И действительно, встреча состоялась - у заводской проходной после смены. Не было лишних слов, нареканий. Позже я думал: "Для чего вообще-то возилась с неподдающимся инструктор Чекунова? Ведь, как говорят, вольному воля". Только вот если бы не Анюта в моей судьбе, как бы она сложилась? А от той встречи с моим первым инструктором на всю жизнь запомнились слова: "Вы же смелый, Гриша! Вы будете замечательным летчиком..."

И я поверил доброму напутствию Анюты и вернулся на аэродром еще раз теперь уже навсегда.

Пишу об этом небольшом жизненном эпизоде так подробно, потому что знаю, как труден путь в небо, как важны с первых шагов к высотам и тонкое чутье педагога, и простое человеческое участие.

Мне везло на хороших людей. В те давние годы инструктор аэроклуба Анна Чекунова помогла поверить в свои силы. Вместе мы нашли мою ошибку при выполнении посадки. В ответственный момент приземления я действительно смотрел сам не знаю куда - от колес шасси до горизонта, - потому-то и тянул ручку управления машиной невпопад с приближением земли. Тренировался, отрабатывая глубинный скользящий взгляд, долго, упорно не только на самолете, но и на той полуторке, на которой доставляли нас из города на аэродром. К окончанию программы все-таки догнал товарищей по группе. За отличные полеты был даже отмечен памятным подарком, да таким, какой и не снился, - форменной летной гимнастеркой с голубыми петлицами, с крыльями и пропеллером на рукавах. Думаю, была она не меньшим предметом зависти для моих сверстников, чем для нынешней молодежи модные джинсовые брюки.
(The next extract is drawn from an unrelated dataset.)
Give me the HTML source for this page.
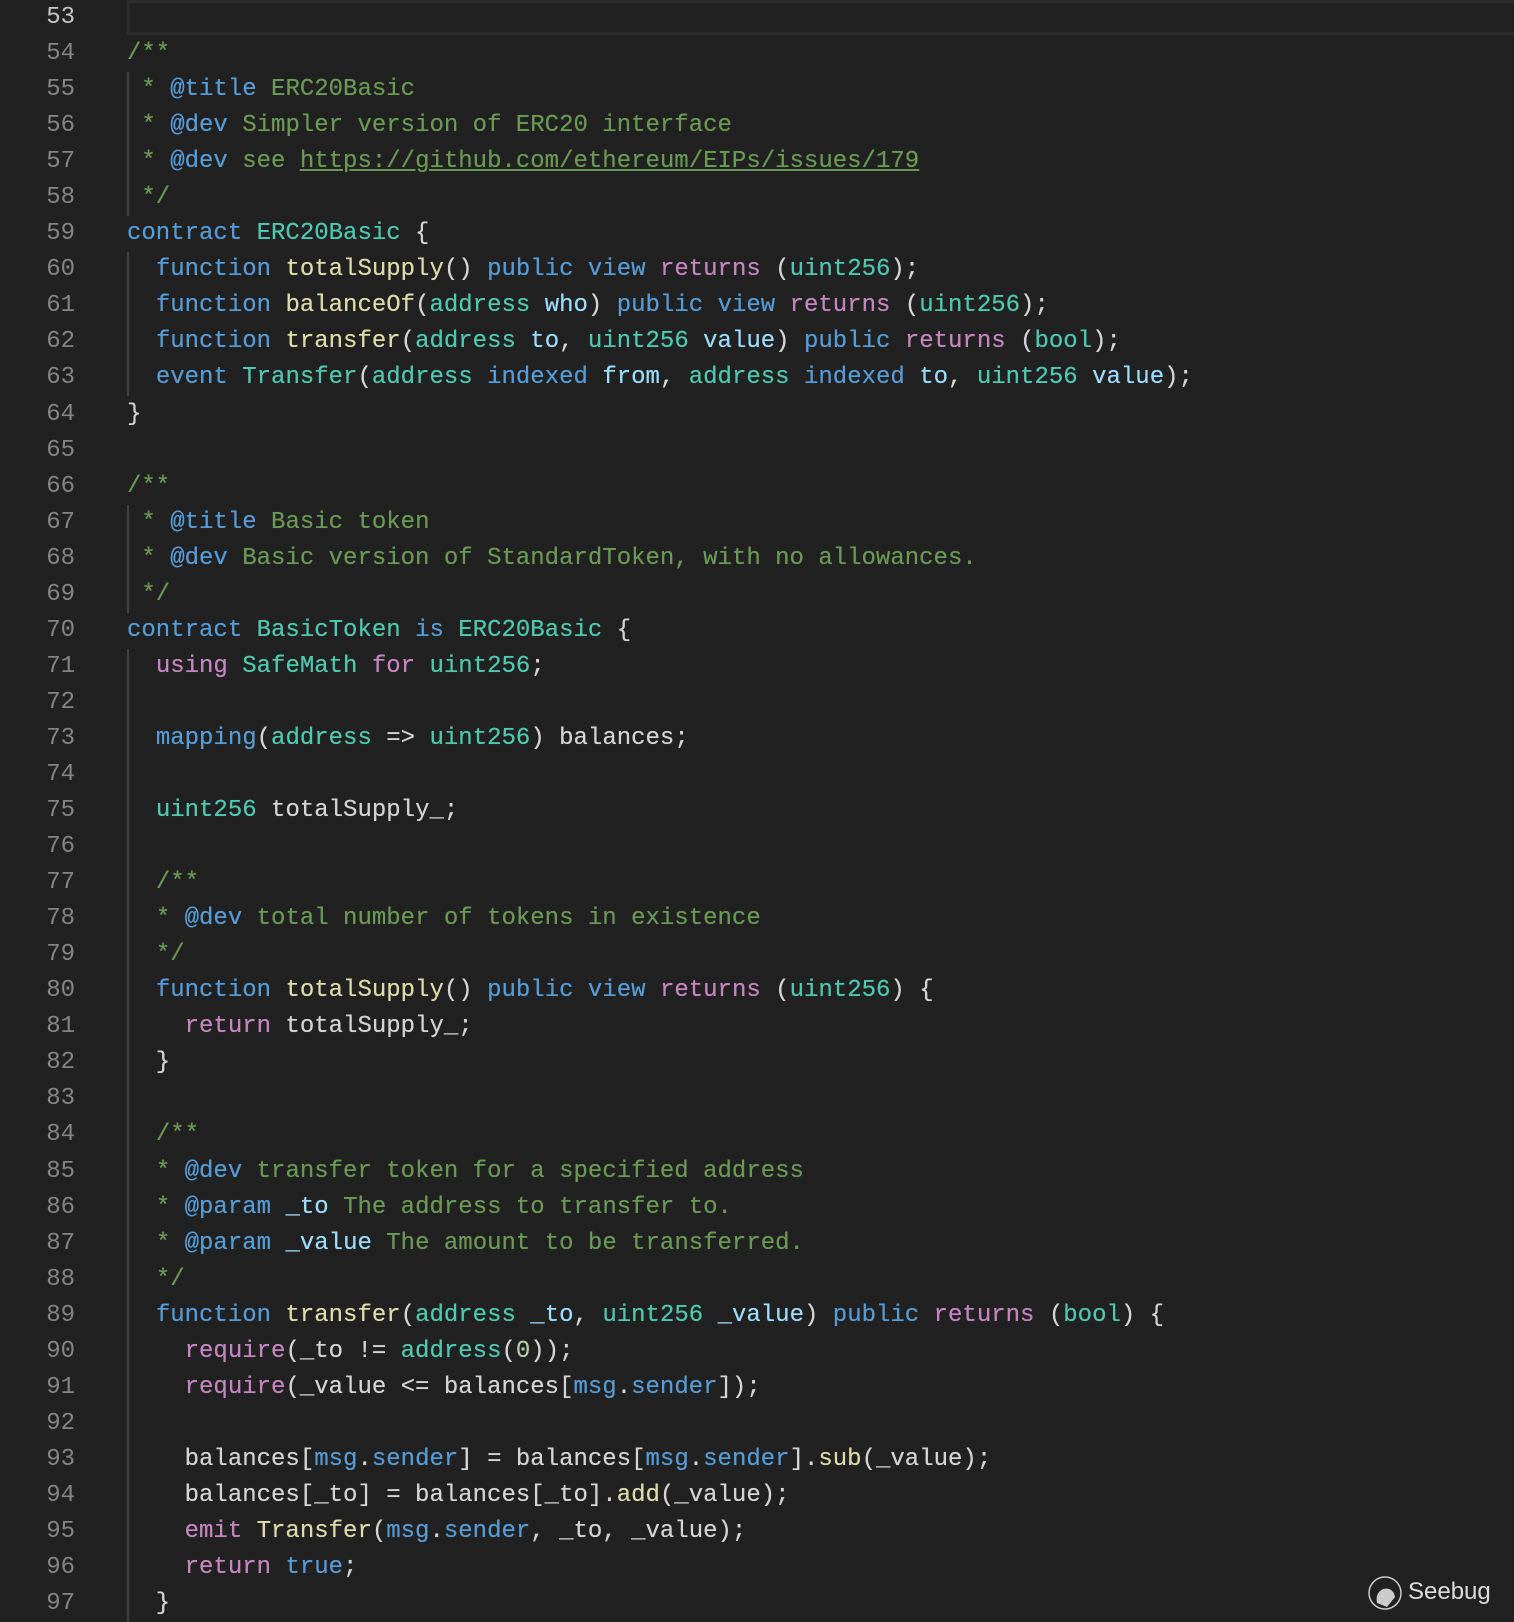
<!DOCTYPE html>
<html><head><meta charset="utf-8"><style>
html,body{margin:0;padding:0;background:#212121;width:1514px;height:1622px;overflow:hidden}
#g{position:absolute;left:0;top:0px;width:75px;text-align:right;font:24px/36.05px "Liberation Mono",monospace;color:#858585;white-space:pre}
#c{position:absolute;left:127px;top:0px;font:24px/36.05px "Liberation Mono",monospace;color:#d4d4d4;white-space:pre;margin:0;text-shadow:0 0 0.4px currentColor}
.k{color:#569cd6}.t{color:#4ec9b0}.f{color:#dcdcaa}.p{color:#c586c0}.v{color:#9cdcfe}.c{color:#6a9955}.n{color:#b5cea8}.u{text-decoration:underline}
.hl{position:absolute;left:127px;top:0;width:1400px;height:29px;border:3px solid #2c2c2c;border-right:none}
.ig{position:absolute;left:127px;width:2px;background:#404040}
#logo{position:absolute;color:#ddd;font:24px "Liberation Sans",sans-serif}
</style></head><body>
<div class="hl"></div>
<div class="ig" style="top:72px;height:144px"></div>
<div class="ig" style="top:252px;height:144px"></div>
<div class="ig" style="top:505px;height:108px"></div>
<div class="ig" style="top:649px;height:973px"></div>
<div id="g"><span style="color:#c6c6c6">53</span>
54
55
56
57
58
59
60
61
62
63
64
65
66
67
68
69
70
71
72
73
74
75
76
77
78
79
80
81
82
83
84
85
86
87
88
89
90
91
92
93
94
95
96
97</div>
<pre id="c">

<span class="c">/**</span>
<span class="c"> * <span class="k">@title</span> ERC20Basic</span>
<span class="c"> * <span class="k">@dev</span> Simpler version of ERC20 interface</span>
<span class="c"> * <span class="k">@dev</span> see <span class="u">https://github.com/ethereum/EIPs/issues/179</span></span>
<span class="c"> */</span>
<span class="k">contract</span> <span class="t">ERC20Basic</span> {
  <span class="k">function</span> <span class="f">totalSupply</span>() <span class="k">public</span> <span class="k">view</span> <span class="p">returns</span> (<span class="t">uint256</span>);
  <span class="k">function</span> <span class="f">balanceOf</span>(<span class="t">address</span> <span class="v">who</span>) <span class="k">public</span> <span class="k">view</span> <span class="p">returns</span> (<span class="t">uint256</span>);
  <span class="k">function</span> <span class="f">transfer</span>(<span class="t">address</span> <span class="v">to</span>, <span class="t">uint256</span> <span class="v">value</span>) <span class="k">public</span> <span class="p">returns</span> (<span class="t">bool</span>);
  <span class="k">event</span> <span class="t">Transfer</span>(<span class="t">address</span> <span class="k">indexed</span> <span class="v">from</span>, <span class="t">address</span> <span class="k">indexed</span> <span class="v">to</span>, <span class="t">uint256</span> <span class="v">value</span>);
}

<span class="c">/**</span>
<span class="c"> * <span class="k">@title</span> Basic token</span>
<span class="c"> * <span class="k">@dev</span> Basic version of StandardToken, with no allowances.</span>
<span class="c"> */</span>
<span class="k">contract</span> <span class="t">BasicToken</span> <span class="k">is</span> <span class="t">ERC20Basic</span> {
  <span class="p">using</span> <span class="t">SafeMath</span> <span class="p">for</span> <span class="t">uint256</span>;

  <span class="k">mapping</span>(<span class="t">address</span> =&gt; <span class="t">uint256</span>) balances;

  <span class="t">uint256</span> totalSupply_;

  <span class="c">/**</span>
  <span class="c">* <span class="k">@dev</span> total number of tokens in existence</span>
  <span class="c">*/</span>
  <span class="k">function</span> <span class="f">totalSupply</span>() <span class="k">public</span> <span class="k">view</span> <span class="p">returns</span> (<span class="t">uint256</span>) {
    <span class="p">return</span> totalSupply_;
  }

  <span class="c">/**</span>
  <span class="c">* <span class="k">@dev</span> transfer token for a specified address</span>
  <span class="c">* <span class="k">@param</span> <span class="v">_to</span> The address to transfer to.</span>
  <span class="c">* <span class="k">@param</span> <span class="v">_value</span> The amount to be transferred.</span>
  <span class="c">*/</span>
  <span class="k">function</span> <span class="f">transfer</span>(<span class="t">address</span> <span class="v">_to</span>, <span class="t">uint256</span> <span class="v">_value</span>) <span class="k">public</span> <span class="p">returns</span> (<span class="t">bool</span>) {
    <span class="p">require</span>(_to != <span class="t">address</span>(<span class="n">0</span>));
    <span class="p">require</span>(_value &lt;= balances[<span class="k">msg</span>.<span class="k">sender</span>]);

    balances[<span class="k">msg</span>.<span class="k">sender</span>] = balances[<span class="k">msg</span>.<span class="k">sender</span>].<span class="f">sub</span>(_value);
    balances[_to] = balances[_to].<span class="f">add</span>(_value);
    <span class="p">emit</span> <span class="f">Transfer</span>(<span class="k">msg</span>.<span class="k">sender</span>, _to, _value);
    <span class="p">return</span> <span class="k">true</span>;
  }</pre>
<svg style="position:absolute;left:1367px;top:1575px" width="36" height="36" viewBox="0 0 36 36"><circle cx="18" cy="18" r="16" fill="none" stroke="#ccc" stroke-width="1.5"/><path d="M10 28 Q8 18 16 14 Q26 12 28 22 L20 32 Z" fill="#ccc"/></svg>
<div id="logo" style="left:1408px;top:1578px">Seebug</div>
</body></html>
Так, в этой гимнастерке, я и появился в одной из центральных белорусских газет как лучший рабочий, общественник оборонно-массовой работы.

После выпуска учлетов аэроклуба мне предложили остаться там инструктором на общественных началах. Согласился. Но вскоре на наш аэродром как-то неожиданно перелетели военные самолеты. Издали они походили на бочки с крыльями, а летчики ласково называли их "ишачками". Мы видели стремительный пролет боевых машин тройками. Скорость поражала. Невольно потянуло к неизведанному. И совсем захватили рассказы летчиков о полетах на И-16. Веселые, бесстрашные, чуточку бесшабашные, эти молодые пилоты прошли испытания боями в далекой Испании, на Халхин-Голе. Занять место в строю истребителей я решил твердо и бесповоротно.
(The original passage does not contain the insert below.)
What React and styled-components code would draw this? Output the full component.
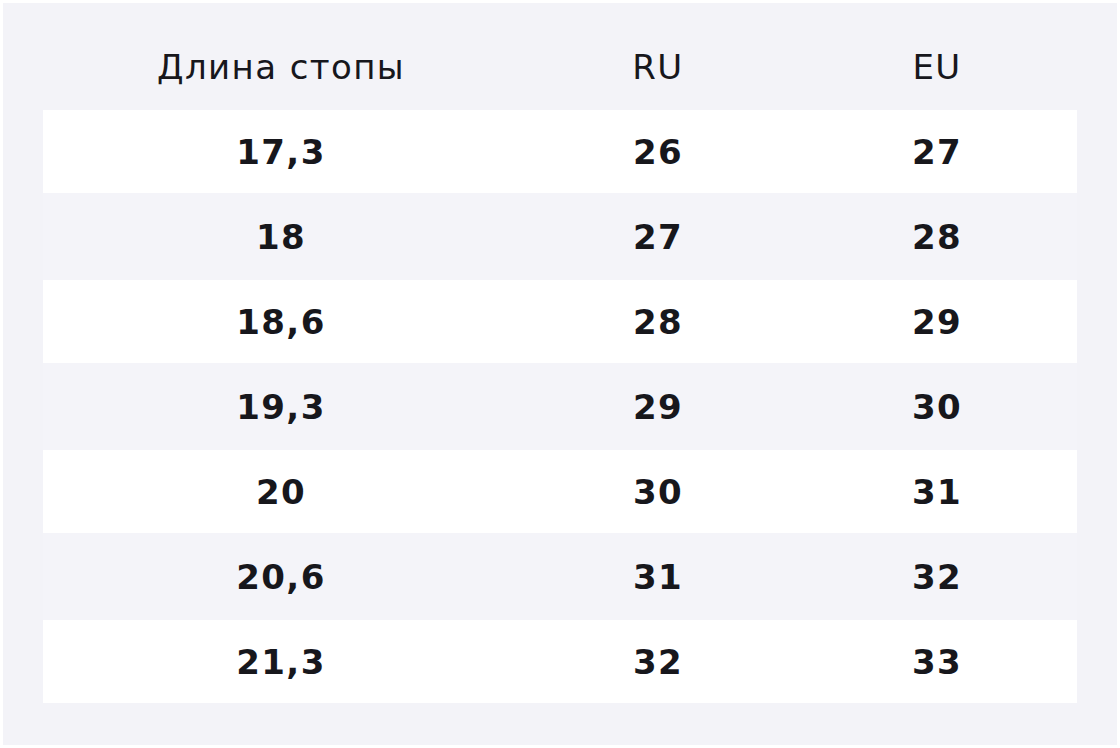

И вот подано заявление в военную школу. Получен вызов. Прощание с аэроклубом, с родным коллективом завода имени Мясникова.

Шел предгрозовой сороковой, последний мирный год...

Летная школа

В конце марта 1940 года поездом Минск-Ростов я ехал поступать в Батайскую военную авиационную школу пилотов. Двое суток пути через леса и болота родной Белоруссии, привольные степи Украины и Дона. В Полесье на полях еще лежал снег, а на Украине и на юге России весна была в разгаре. Пассажирский поезд часто и подолгу стоял на больших и малых станциях. Вагонов-ресторанов тогда не было, и пассажиры питались купленной у крестьян снедью, которую те специально приносили к поездам дальнего следования. Женщины в фуфайках и резиновых сапогах, пронырливые подростки настойчиво предлагали соленые огурцы и помидоры, жареных кур и индюшек, свежее и соленое сало, варенец я простоквашу, моченые яблоки и квашеную капусту. Тут же из-под полы торговали самогоном.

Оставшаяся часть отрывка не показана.